Code that builds pages:
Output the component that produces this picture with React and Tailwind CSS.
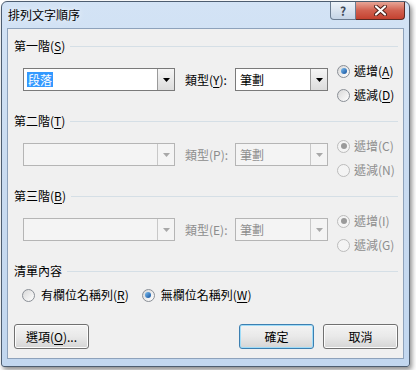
import React from 'react';

const FONT = "font-['Microsoft_JhengHei','Noto_Sans_CJK_TC','Noto_Sans',sans-serif]";

function Radio({ checked, disabled }) {
  return (
    <span
      className={`flex h-[13px] w-[13px] shrink-0 items-center justify-center rounded-full border ${
        disabled ? 'border-[#bcbcbc] bg-[#f4f4f4]' : 'border-[#8a8f96] bg-linear-to-br from-[#d8d8d8] to-white'
      }`}
    >
      {checked && (
        <span
          className={`h-[6px] w-[6px] rounded-full ${
            disabled ? 'bg-[#9a9a9a]' : 'bg-linear-to-br from-[#7fc0f0] to-[#0d4f9c]'
          }`}
        />
      )}
    </span>
  );
}

function Arrow({ disabled }) {
  return (
    <svg width="7" height="4" viewBox="0 0 7 4">
      <path d="M0 0h7L3.5 4z" fill={disabled ? '#a8a8a8' : '#000'} />
    </svg>
  );
}

function Combo({ value, width, disabled, selected }) {
  return (
    <div
      className={`flex h-[23px] ${width} border ${
        disabled ? 'border-[#b5b5b5] bg-[#f4f4f4]' : 'border-[#7a7a7a] bg-white'
      }`}
    >
      <div className="flex flex-1 items-center pl-[3px]">
        {value && (
          <span
            className={`px-[1px] leading-[15px] ${
              selected ? 'bg-[#3399ff] text-white' : disabled ? 'text-[#8d8d8d]' : 'text-black'
            }`}
          >
            {value}
          </span>
        )}
      </div>
      <div
        className={`flex w-[17px] items-center justify-center border-l ${
          disabled
            ? 'border-[#c8c8c8] bg-[#f4f4f4]'
            : 'border-[#9a9a9a] bg-linear-to-b from-[#f5f5f5] to-[#dcdcdc]'
        }`}
      >
        <Arrow disabled={disabled} />
      </div>
    </div>
  );
}

function Key({ k }) {
  return (
    <>
      (<span className="underline underline-offset-2">{k}</span>)
    </>
  );
}

function Header({ children }) {
  return (
    <div className="flex h-4 items-center gap-[5px]">
      <span className="whitespace-nowrap">{children}</span>
      <div className="h-px flex-1 bg-[#d5dfe6]" />
    </div>
  );
}

function Level({ title, typeLabel, value, up, down, disabled, selected }) {
  return (
    <div className="flex h-[75px] flex-col">
      <Header>{title}</Header>
      <div className="mt-[14px] flex items-start pl-[9px]">
        <Combo value={value} width="w-[152px]" disabled={disabled} selected={selected} />
        <div className={`ml-[10px] flex h-[23px] w-[50px] items-center ${disabled ? 'text-[#8d8d8d]' : ''}`}>
          {typeLabel}
        </div>
        <Combo value="筆劃" width="w-[93px]" disabled={disabled} />
        <div className={`ml-[9px] -mt-[9px] flex flex-col ${disabled ? 'text-[#8d8d8d]' : ''}`}>
          <div className="flex h-6 items-center gap-[4px]">
            <Radio checked disabled={disabled} />
            <span>{up}</span>
          </div>
          <div className="flex h-6 items-center gap-[4px]">
            <Radio disabled={disabled} />
            <span>{down}</span>
          </div>
        </div>
      </div>
    </div>
  );
}

function Button({ children, primary }) {
  return (
    <button
      className={`flex h-[25px] w-[75px] items-center justify-center rounded-[3px] border bg-linear-to-b from-[#f3f3f3] via-[#e9e9e9] to-[#d5d5d5] ${
        primary ? 'border-[#3c7fb1] shadow-[inset_0_0_0_1px_#9fdcf8]' : 'border-[#707070] shadow-[inset_0_0_0_1px_#fcfcfc]'
      }`}
    >
      {children}
    </button>
  );
}

export default function App() {
  return (
    <div className={`h-[370px] w-[416px] bg-white pl-[1px] pt-[1px] text-[12px] leading-4 text-black ${FONT}`}>
      <div className="flex h-[366px] w-[409px] flex-col rounded-t-[6px] rounded-b-[3px] border border-[#4d5d70] bg-linear-to-b from-[#d3e3f5] via-[#c9dbf0] to-[#c2d7ef] shadow-[2px_3px_5px_rgba(0,0,0,0.45)]">
        <div className="flex h-[26px] items-start justify-between pl-[6px] pr-[4px]">
          <span className="mt-[5px] text-[12px] leading-4 text-black [text-shadow:0_0_6px_#ffffff]">排列文字順序</span>
          <div className="flex">
            <div className="flex h-[18px] w-[26px] items-center justify-center rounded-bl-[4px] border border-t-0 border-[#6b7c91] bg-linear-to-b from-[#eef3f9] to-[#c5d4e6] text-[12px] font-bold text-[#3e4a58]">
              ?
            </div>
            <div className="flex h-[18px] w-[49px] items-center justify-center rounded-br-[4px] border border-l-0 border-t-0 border-[#5b2a23] bg-linear-to-b from-[#e7a597] via-[#d1604f] to-[#c4412f]">
              <svg width="13" height="11" viewBox="0 0 13 11">
                <path d="M2 1.5l9 8M11 1.5l-9 8" stroke="#4a1e18" strokeWidth="4" strokeLinecap="round" />
                <path d="M2 1.5l9 8M11 1.5l-9 8" stroke="#fff" strokeWidth="2.2" strokeLinecap="round" />
              </svg>
            </div>
          </div>
        </div>
        <div className="ml-[5px] flex h-[331px] w-[397px] flex-col border border-[#8ea2bb] bg-[#f0f0f0] pl-[6px] pr-[5px] pt-[9px]">
          <Level
            title={<>第一階<Key k="S" /></>}
            typeLabel={<>類型<Key k="Y" />:</>}
            value="段落"
            selected
            up={<>遞增<Key k="A" /></>}
            down={<>遞減<Key k="D" /></>}
          />
          <Level
            title={<>第二階<Key k="T" /></>}
            typeLabel="類型(P):"
            disabled
            up="遞增(C)"
            down="遞減(N)"
          />
          <Level
            title={<>第三階<Key k="B" /></>}
            typeLabel="類型(E):"
            disabled
            up="遞增(I)"
            down="遞減(G)"
          />
          <Header>清單內容</Header>
          <div className="mt-[8px] flex h-4 items-center pl-[8px]">
            <Radio />
            <span className="ml-[6px]">有欄位名稱列<Key k="R" /></span>
            <span className="ml-[13px]"><Radio checked /></span>
            <span className="ml-[6px]">無欄位名稱列<Key k="W" /></span>
          </div>
          <div className="mt-[21px] flex justify-between">
            <Button>選項<Key k="O" />...</Button>
            <div className="flex gap-[9px]">
              <Button primary>確定</Button>
              <Button>取消</Button>
            </div>
          </div>
        </div>
      </div>
    </div>
  );
}
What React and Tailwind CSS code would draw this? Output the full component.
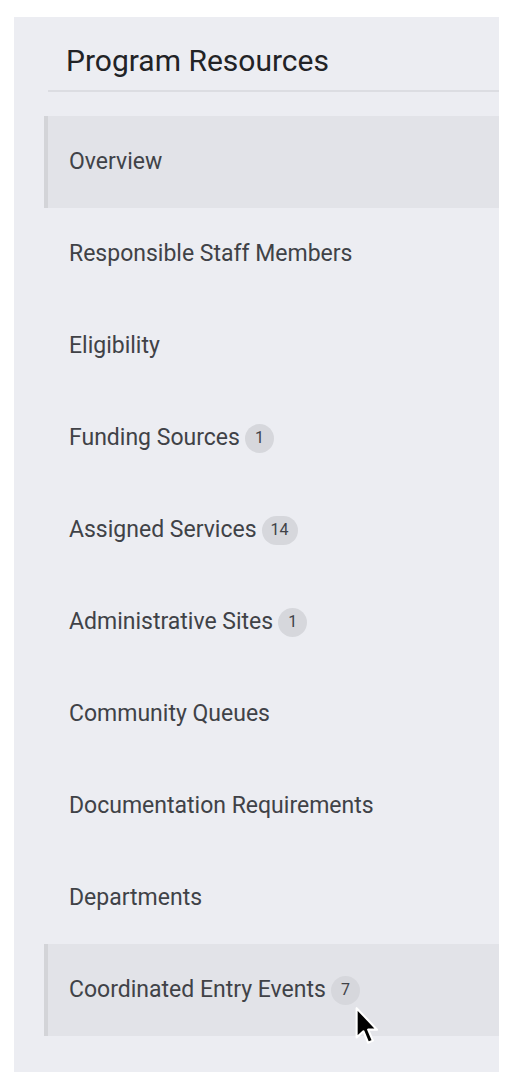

What is expected: Note every line above where the string "React" shows up, and copy those lines.

Reply:
Output the component that produces this picture with React and Tailwind CSS.
import React from 'react';
What React and Tailwind CSS code would draw this? Output the full component.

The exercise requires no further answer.